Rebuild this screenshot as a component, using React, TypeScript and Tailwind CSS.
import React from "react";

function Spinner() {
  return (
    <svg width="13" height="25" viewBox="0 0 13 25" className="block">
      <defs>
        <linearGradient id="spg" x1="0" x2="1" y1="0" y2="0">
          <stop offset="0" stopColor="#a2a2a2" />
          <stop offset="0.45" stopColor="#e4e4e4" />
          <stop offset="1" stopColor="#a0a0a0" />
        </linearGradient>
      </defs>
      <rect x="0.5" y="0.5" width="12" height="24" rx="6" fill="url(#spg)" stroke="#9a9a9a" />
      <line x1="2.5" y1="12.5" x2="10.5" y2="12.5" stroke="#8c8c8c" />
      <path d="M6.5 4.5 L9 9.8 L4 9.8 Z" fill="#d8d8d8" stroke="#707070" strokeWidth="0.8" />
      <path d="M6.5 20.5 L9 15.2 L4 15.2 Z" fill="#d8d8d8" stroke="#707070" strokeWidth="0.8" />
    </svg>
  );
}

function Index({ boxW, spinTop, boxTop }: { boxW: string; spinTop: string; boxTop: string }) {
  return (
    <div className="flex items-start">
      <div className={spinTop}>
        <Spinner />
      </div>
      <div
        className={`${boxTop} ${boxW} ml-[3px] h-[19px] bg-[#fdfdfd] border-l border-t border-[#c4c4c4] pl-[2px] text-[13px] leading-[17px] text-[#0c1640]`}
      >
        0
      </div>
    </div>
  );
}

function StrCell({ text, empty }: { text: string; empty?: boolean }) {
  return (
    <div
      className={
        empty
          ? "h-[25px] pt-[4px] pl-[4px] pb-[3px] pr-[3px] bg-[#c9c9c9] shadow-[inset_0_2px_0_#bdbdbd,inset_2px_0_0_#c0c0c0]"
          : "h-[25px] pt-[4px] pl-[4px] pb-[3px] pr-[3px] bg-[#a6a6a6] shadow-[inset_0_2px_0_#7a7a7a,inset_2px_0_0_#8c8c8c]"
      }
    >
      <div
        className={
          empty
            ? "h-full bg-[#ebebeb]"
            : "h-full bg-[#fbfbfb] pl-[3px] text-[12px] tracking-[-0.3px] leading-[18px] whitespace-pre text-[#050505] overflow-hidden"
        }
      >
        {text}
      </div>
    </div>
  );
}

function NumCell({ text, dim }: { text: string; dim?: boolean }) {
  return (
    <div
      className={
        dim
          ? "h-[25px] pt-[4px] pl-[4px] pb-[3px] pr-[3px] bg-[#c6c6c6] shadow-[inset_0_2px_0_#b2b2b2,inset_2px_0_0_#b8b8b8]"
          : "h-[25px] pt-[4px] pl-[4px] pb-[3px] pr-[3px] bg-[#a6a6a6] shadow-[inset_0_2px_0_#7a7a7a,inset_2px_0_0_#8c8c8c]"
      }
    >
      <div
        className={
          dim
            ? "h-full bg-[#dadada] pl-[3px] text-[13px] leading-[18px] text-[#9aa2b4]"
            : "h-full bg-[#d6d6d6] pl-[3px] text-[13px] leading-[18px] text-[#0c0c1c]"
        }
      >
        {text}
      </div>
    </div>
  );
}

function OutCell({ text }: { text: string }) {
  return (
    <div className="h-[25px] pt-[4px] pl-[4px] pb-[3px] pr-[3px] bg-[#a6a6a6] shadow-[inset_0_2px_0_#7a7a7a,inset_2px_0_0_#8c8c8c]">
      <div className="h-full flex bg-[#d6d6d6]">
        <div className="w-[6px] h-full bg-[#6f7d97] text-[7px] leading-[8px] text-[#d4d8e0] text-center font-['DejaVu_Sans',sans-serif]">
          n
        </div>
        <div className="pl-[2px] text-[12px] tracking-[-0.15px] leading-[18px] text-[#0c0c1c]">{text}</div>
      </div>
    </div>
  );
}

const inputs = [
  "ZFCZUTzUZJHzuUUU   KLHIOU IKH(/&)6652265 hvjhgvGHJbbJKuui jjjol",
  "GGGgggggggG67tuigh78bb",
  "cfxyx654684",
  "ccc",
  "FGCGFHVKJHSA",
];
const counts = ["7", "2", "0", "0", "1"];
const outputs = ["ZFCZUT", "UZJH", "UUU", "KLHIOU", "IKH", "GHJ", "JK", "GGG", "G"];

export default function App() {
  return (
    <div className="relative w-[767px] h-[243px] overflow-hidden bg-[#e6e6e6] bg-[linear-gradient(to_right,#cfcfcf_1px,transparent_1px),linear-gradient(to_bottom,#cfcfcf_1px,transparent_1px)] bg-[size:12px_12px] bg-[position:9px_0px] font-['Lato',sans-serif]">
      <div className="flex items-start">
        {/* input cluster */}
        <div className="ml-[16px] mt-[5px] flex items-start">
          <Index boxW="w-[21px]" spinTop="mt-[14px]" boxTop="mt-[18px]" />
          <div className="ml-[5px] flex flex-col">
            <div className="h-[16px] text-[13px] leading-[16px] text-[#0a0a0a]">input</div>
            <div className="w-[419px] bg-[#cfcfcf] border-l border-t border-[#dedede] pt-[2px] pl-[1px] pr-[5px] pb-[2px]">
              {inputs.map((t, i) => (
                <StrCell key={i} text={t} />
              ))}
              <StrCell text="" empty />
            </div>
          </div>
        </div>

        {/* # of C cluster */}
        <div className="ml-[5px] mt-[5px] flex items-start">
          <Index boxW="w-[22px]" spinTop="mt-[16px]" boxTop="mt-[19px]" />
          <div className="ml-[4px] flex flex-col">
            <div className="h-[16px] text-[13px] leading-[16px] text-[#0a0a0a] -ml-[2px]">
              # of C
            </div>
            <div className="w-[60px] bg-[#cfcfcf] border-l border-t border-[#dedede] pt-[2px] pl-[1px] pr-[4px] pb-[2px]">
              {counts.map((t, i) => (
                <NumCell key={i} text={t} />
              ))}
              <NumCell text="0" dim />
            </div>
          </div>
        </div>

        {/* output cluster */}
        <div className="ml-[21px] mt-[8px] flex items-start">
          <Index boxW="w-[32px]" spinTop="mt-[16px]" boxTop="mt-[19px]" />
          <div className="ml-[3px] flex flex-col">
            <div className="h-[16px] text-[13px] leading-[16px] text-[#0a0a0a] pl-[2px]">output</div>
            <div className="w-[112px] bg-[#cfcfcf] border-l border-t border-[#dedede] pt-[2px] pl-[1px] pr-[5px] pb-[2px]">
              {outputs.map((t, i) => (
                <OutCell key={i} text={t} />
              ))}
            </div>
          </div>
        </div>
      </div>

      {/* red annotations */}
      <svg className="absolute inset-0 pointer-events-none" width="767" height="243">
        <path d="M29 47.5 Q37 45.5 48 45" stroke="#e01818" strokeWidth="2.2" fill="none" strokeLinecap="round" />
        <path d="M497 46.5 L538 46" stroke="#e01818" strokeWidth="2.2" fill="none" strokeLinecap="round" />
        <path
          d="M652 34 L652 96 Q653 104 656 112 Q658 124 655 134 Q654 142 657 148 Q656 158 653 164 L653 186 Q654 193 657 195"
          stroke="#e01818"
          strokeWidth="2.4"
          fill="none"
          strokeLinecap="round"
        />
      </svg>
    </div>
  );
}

━━━━━━━━━━

* WORK TO BE COMPLETED
Go through the material above and count the lines that include "React". Give the number alone.

* COMPLETE RESPONSE
2